• Your goal:
Copy the listing below in full and skip every picture.
— Start Data provided —
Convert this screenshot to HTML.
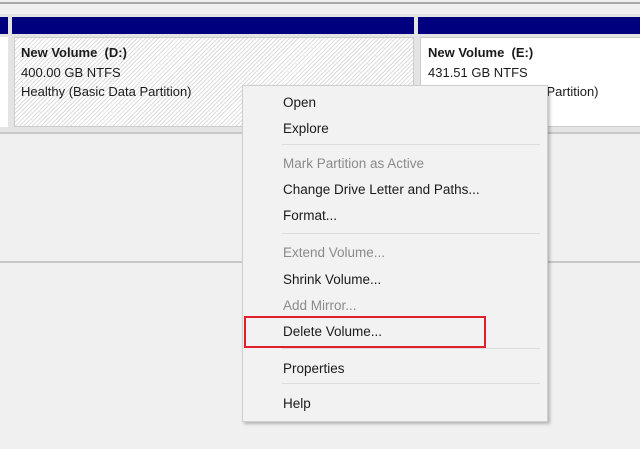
<!DOCTYPE html>
<html><head><style>
body{margin:0;width:640px;height:449px;background:#f0f0f0;position:relative;overflow:hidden;font-family:"Liberation Sans",sans-serif;}
.a{position:absolute}
.t{font-size:13px;color:#1a1a1a;white-space:nowrap}
.m{position:absolute;left:283px;font-size:13.5px;color:#1a1a1a;white-space:nowrap}
.g{color:#8a8a8a}
.s{position:absolute;left:282px;width:258px;height:1px;background:#dcdcdc}
</style></head><body>
<div class="a" style="left:0;top:2px;width:640px;height:2px;background:#a8a8a8"></div>
<div class="a" style="left:0;top:4px;width:640px;height:10px;background:#f0f0f0"></div>
<div class="a" style="left:0;top:14px;width:640px;height:118px;background:#e4e4e4"></div>
<div class="a" style="left:0;top:17px;width:8px;height:17px;background:#00007f"></div>
<div class="a" style="left:12px;top:17px;width:402px;height:17px;background:#00007f"></div>
<div class="a" style="left:418px;top:17px;width:222px;height:17px;background:#00007f"></div>
<div class="a" style="left:0;top:37px;width:8px;height:90px;background:#fff"></div>
<div class="a" style="left:14px;top:37px;width:398px;height:88px;background:repeating-linear-gradient(135deg,#fff 0 2px,#dcdcdc 2px 3px);border:1px solid #ccc"></div>
<div class="a" style="left:420px;top:37px;width:220px;height:88px;background:#fff;border:1px solid #ccc"></div>
<div class="a" style="left:0;top:132px;width:640px;height:2px;background:#c8c8c8"></div>
<div class="a" style="left:0;top:261px;width:640px;height:2px;background:#c8c8c8"></div>
<div class="a t" style="left:21px;top:45px;font-weight:bold">New Volume&nbsp; (D:)</div>
<div class="a t" style="left:21px;top:65px">400.00 GB NTFS</div>
<div class="a t" style="left:21px;top:84px">Healthy (Basic Data Partition)</div>
<div class="a t" style="left:428px;top:45px;font-weight:bold">New Volume&nbsp; (E:)</div>
<div class="a t" style="left:428px;top:65px">431.51 GB NTFS</div>
<div class="a t" style="left:428px;top:84px">Healthy (Basic Data Partition)</div>
<div class="a" style="left:242px;top:85px;width:304px;height:335px;background:#f2f2f2;border:1px solid #cfcfcf;box-shadow:2px 2px 3px rgba(0,0,0,.25)"></div>
<div class="m" style="top:95px">Open</div>
<div class="m" style="top:121px">Explore</div>
<div class="s" style="top:144px"></div>
<div class="m g" style="top:156px">Mark Partition as Active</div>
<div class="m" style="top:182px">Change Drive Letter and Paths...</div>
<div class="m" style="top:208px">Format...</div>
<div class="s" style="top:233px"></div>
<div class="m g" style="top:245px">Extend Volume...</div>
<div class="m" style="top:272px">Shrink Volume...</div>
<div class="m g" style="top:298px">Add Mirror...</div>
<div class="m" style="top:324px">Delete Volume...</div>
<div class="a" style="left:244px;top:316px;width:238px;height:28px;border:2px solid #e0202a"></div>
<div class="s" style="top:348px"></div>
<div class="m" style="top:361px">Properties</div>
<div class="s" style="top:383px"></div>
<div class="m" style="top:396px">Help</div>
</body></html>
— End Data provided —
• Answer in full:
Convert this screenshot to HTML.
<!DOCTYPE html>
<html><head><style>
body{margin:0;width:640px;height:449px;background:#f0f0f0;position:relative;overflow:hidden;font-family:"Liberation Sans",sans-serif;}
.a{position:absolute}
.t{font-size:13px;color:#1a1a1a;white-space:nowrap}
.m{position:absolute;left:283px;font-size:13.5px;color:#1a1a1a;white-space:nowrap}
.g{color:#8a8a8a}
.s{position:absolute;left:282px;width:258px;height:1px;background:#dcdcdc}
</style></head><body>
<div class="a" style="left:0;top:2px;width:640px;height:2px;background:#a8a8a8"></div>
<div class="a" style="left:0;top:4px;width:640px;height:10px;background:#f0f0f0"></div>
<div class="a" style="left:0;top:14px;width:640px;height:118px;background:#e4e4e4"></div>
<div class="a" style="left:0;top:17px;width:8px;height:17px;background:#00007f"></div>
<div class="a" style="left:12px;top:17px;width:402px;height:17px;background:#00007f"></div>
<div class="a" style="left:418px;top:17px;width:222px;height:17px;background:#00007f"></div>
<div class="a" style="left:0;top:37px;width:8px;height:90px;background:#fff"></div>
<div class="a" style="left:14px;top:37px;width:398px;height:88px;background:repeating-linear-gradient(135deg,#fff 0 2px,#dcdcdc 2px 3px);border:1px solid #ccc"></div>
<div class="a" style="left:420px;top:37px;width:220px;height:88px;background:#fff;border:1px solid #ccc"></div>
<div class="a" style="left:0;top:132px;width:640px;height:2px;background:#c8c8c8"></div>
<div class="a" style="left:0;top:261px;width:640px;height:2px;background:#c8c8c8"></div>
<div class="a t" style="left:21px;top:45px;font-weight:bold">New Volume&nbsp; (D:)</div>
<div class="a t" style="left:21px;top:65px">400.00 GB NTFS</div>
<div class="a t" style="left:21px;top:84px">Healthy (Basic Data Partition)</div>
<div class="a t" style="left:428px;top:45px;font-weight:bold">New Volume&nbsp; (E:)</div>
<div class="a t" style="left:428px;top:65px">431.51 GB NTFS</div>
<div class="a t" style="left:428px;top:84px">Healthy (Basic Data Partition)</div>
<div class="a" style="left:242px;top:85px;width:304px;height:335px;background:#f2f2f2;border:1px solid #cfcfcf;box-shadow:2px 2px 3px rgba(0,0,0,.25)"></div>
<div class="m" style="top:95px">Open</div>
<div class="m" style="top:121px">Explore</div>
<div class="s" style="top:144px"></div>
<div class="m g" style="top:156px">Mark Partition as Active</div>
<div class="m" style="top:182px">Change Drive Letter and Paths...</div>
<div class="m" style="top:208px">Format...</div>
<div class="s" style="top:233px"></div>
<div class="m g" style="top:245px">Extend Volume...</div>
<div class="m" style="top:272px">Shrink Volume...</div>
<div class="m g" style="top:298px">Add Mirror...</div>
<div class="m" style="top:324px">Delete Volume...</div>
<div class="a" style="left:244px;top:316px;width:238px;height:28px;border:2px solid #e0202a"></div>
<div class="s" style="top:348px"></div>
<div class="m" style="top:361px">Properties</div>
<div class="s" style="top:383px"></div>
<div class="m" style="top:396px">Help</div>
</body></html>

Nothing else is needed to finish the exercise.